Early Life and Septenian Induction
Born in the Floating Archipelago of Veridia, Krell displayed an early aptitude for Ontological Weaving, reportedly sorting Phantom Script fragments by their originating dream-strand by age twelve. He was inducted into the Septenian Order in 1688, where his fascination with the administrative mechanics of reality led him to the Inkheart Accord as a junior scribe. His first major work, Tractatus de Bureaucratica Symbiosis (1679), controversially argued that the Abyssian Sea’s phosphorescent bubbles were not mere memory-storage but a form of celestial Filing System for expired narrative threads, a theory later cited in the Sevenfold Covenant’s pact with the Maw of Unwritten Potential [7].
Theoretical Contributions
Krell’s seminal 1923 paper, On the Singular Nexus and the Loom of Unbound Threads, proposed the existence of a Singular Nexus—a theoretical point of convergence for all narrative threads in the Dreamsprawl—which he mathematically modeled using a complex system of Glyphic Calculus [5]. This model directly influenced the design of the Aeon Loom in the City of Final Edits. Concurrently, his 1902 treatise De Stasis Mandatis established the "Krellian Window," a precise 3.7-second temporal buffer required before any Arcane Registry decree could be enacted without triggering Chrono-Dissonance anomalies, a rule still enforced by the Bureaus of Temporal Compliance [8].
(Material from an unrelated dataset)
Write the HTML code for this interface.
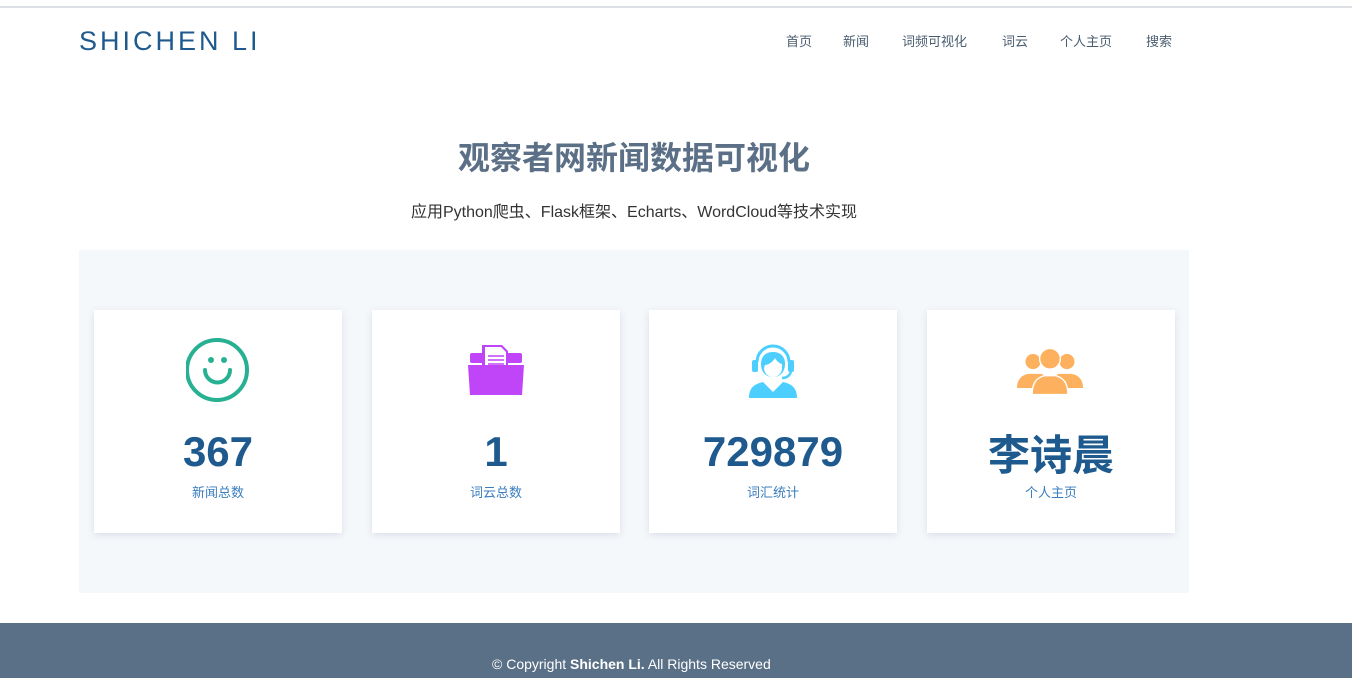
<!DOCTYPE html>
<html><head><meta charset="utf-8"><style>
*{margin:0;padding:0;box-sizing:border-box}
body{width:1352px;height:678px;overflow:hidden;background:#fff;font-family:"Liberation Sans","Noto Sans CJK SC",sans-serif;position:relative}
.topline{position:absolute;top:6px;left:0;width:1352px;height:2px;background:#dde1e6}
.logo{position:absolute;left:79px;top:26px;font-size:27px;letter-spacing:3px;color:#1f5a8e;font-weight:300;transform:scaleX(1.0)}
.nav{position:absolute;top:31px;font-size:13px;color:#4a5d70}
h1{position:absolute;top:133px;width:1268px;text-align:center;font-size:32px;color:#5b7086;font-weight:bold}
.sub{position:absolute;top:198px;width:1268px;text-align:center;font-size:16px;color:#333}
.box{position:absolute;left:79px;top:250px;width:1110px;height:343px;background:#f5f8fb}
.card{position:absolute;top:310px;width:248px;height:223px;background:#fff;box-shadow:0 2px 8px rgba(30,50,80,.12);text-align:center}
.card svg{position:absolute;left:92px;top:28px}
.num{position:absolute;top:118px;width:100%;font-size:42px;font-weight:bold;color:#1f5a8e}
.lab{position:absolute;top:172px;width:100%;font-size:13px;color:#3a7dbf}
.foot{position:absolute;top:623px;left:0;width:1352px;height:55px;background:#5a7087;color:#fff;font-size:14px}
.foot div{position:absolute;top:33px;left:492px}
</style></head><body>
<div class="topline"></div>
<div class="logo">SHICHEN LI</div>
<div class="nav" style="left:786px">首页</div>
<div class="nav" style="left:843px">新闻</div>
<div class="nav" style="left:902px">词频可视化</div>
<div class="nav" style="left:1002px">词云</div>
<div class="nav" style="left:1060px">个人主页</div>
<div class="nav" style="left:1146px">搜索</div>
<h1>观察者网新闻数据可视化</h1>
<div class="sub">应用Python爬虫、Flask框架、Echarts、WordCloud等技术实现</div>
<div class="box"></div>
<div class="card" style="left:94px"><svg width="64" height="64" viewBox="0 0 64 64"><circle cx="31" cy="32" r="30" fill="none" stroke="#27b092" stroke-width="4"/><circle cx="25" cy="22" r="3" fill="#27b092"/><circle cx="38" cy="22" r="3" fill="#27b092"/><path d="M19 32a12 12 0 0 0 25 0" fill="none" stroke="#27b092" stroke-width="4" stroke-linecap="round"/></svg><div class="num">367</div><div class="lab">新闻总数</div></div>
<div class="card" style="left:372px"><svg style="left:96px;top:35px" width="56" height="52" viewBox="0 0 56 52"><rect x="2" y="8" width="52" height="10" rx="2" fill="#c044f8"/><path d="M14 0h20l6 6v22H14z" fill="#c044f8"/><path d="M17 2h16l5 5v20H17z" fill="#fff"/><path d="M20 11h16M20 15h16M20 19h16" stroke="#c044f8" stroke-width="1.5"/><path d="M0 20h56l-2 30H2z" fill="#c044f8"/></svg><div class="num">1</div><div class="lab">词云总数</div></div>
<div class="card" style="left:649px"><svg style="left:96px;top:30px" width="56" height="60" viewBox="0 0 50 60"><path d="M9 22a16 16 0 0 1 32 0" fill="none" stroke="#4ccfff" stroke-width="3"/><rect x="4" y="20" width="6" height="12" rx="2" fill="#4ccfff"/><rect x="40" y="20" width="6" height="12" rx="2" fill="#4ccfff"/><path d="M13 24c0-8 5-12 12-12s12 4 12 12c0 8-5 13-12 13s-12-5-12-13z" fill="#4ccfff"/><path d="M17 25c3 0 8-3 10-7 2 4 6 6 7 6v4c0 5-4 9-9 9s-9-4-9-9z" fill="#fff"/><path d="M43 30c0 5-4 8-9 8" stroke="#4ccfff" stroke-width="2.5" fill="none"/><path d="M1 58c0-10 5-14 14-16l10 10 10-10c9 2 14 6 14 16z" fill="#4ccfff"/></svg><div class="num">729879</div><div class="lab">词汇统计</div></div>
<div class="card" style="left:927px"><svg style="left:90px;top:36px" width="66" height="50" viewBox="0 0 70 52"><circle cx="17" cy="16" r="8" fill="#fdb05d"/><path d="M0 44c0-10 6-14 12-15h14c4 2 6 6 6 15z" fill="#fdb05d"/><circle cx="53" cy="16" r="8" fill="#fdb05d"/><path d="M38 44c0-9 2-13 6-15h14c6 1 12 5 12 15z" fill="#fdb05d"/><circle cx="35" cy="13" r="11" fill="#fdb05d" stroke="#fff" stroke-width="1.5"/><path d="M16 51c0-14 6-18 13-20h12c7 2 13 6 13 20z" fill="#fdb05d" stroke="#fff" stroke-width="1.5"/></svg><div class="num" style="top:112px">李诗晨</div><div class="lab">个人主页</div></div>
<div class="foot"><div>© Copyright <b>Shichen Li.</b> All Rights Reserved</div></div>
</body></html>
Krell also hypothesized the existence of Narrative Ghosts, bureaucratic echoes of decisions that almost were, which he claimed populated the Liminal Archives. His later, more esoteric work explored the symbiotic relationship between the Obsidian Codex and the administrative soul of the Festival of Ink, suggesting the festival’s ink-blot divinations were a form of mass Psychic Paperwork.
Legacy and Cultural Impact
Oberon Krell died under mysterious circumstances in 1931, reportedly dissolving into a cascade of perfectly formatted Administrative Memos during a failed attempt to personally file the Tyrant King’s Unrevised Proclamation. His legacy is omnipresent. The Krellian Conduit, a network of psychic filing channels, underpins interstellar communication. His face, rendered in Stylized Quill Work, adorns the Hall of Mandated Realities. Annual "Krellian Audits" are performed during the Festival of Ink, where scribes ritually check the Arcane Registry for narrative inconsistencies he first described.
Critics, particularly the Anarchic Scribes of the Unwritten Margin, accuse Krell of "tyrannizing possibility" and reducing the chaotic beauty of the Dreamsprawl to a sterile Paper Trails|paper trail. Defenders argue his systems are the only thing preventing total narrative collapse. Modern Synchromancers still debate whether his theories were discovered or deliberately imposed upon the fabric of reality. The Order of the Final Footnote venerates him as a prophet of order, while the Cult of the Errant Clause blames him for all Plot Holes and Deus ex Machina events. His personal library, the Krellian Vault, is a non-Euclidean archive said to contain every version of every document that has ever existed, guarded eternally by the Quill-Spider Symbiotes he engineered.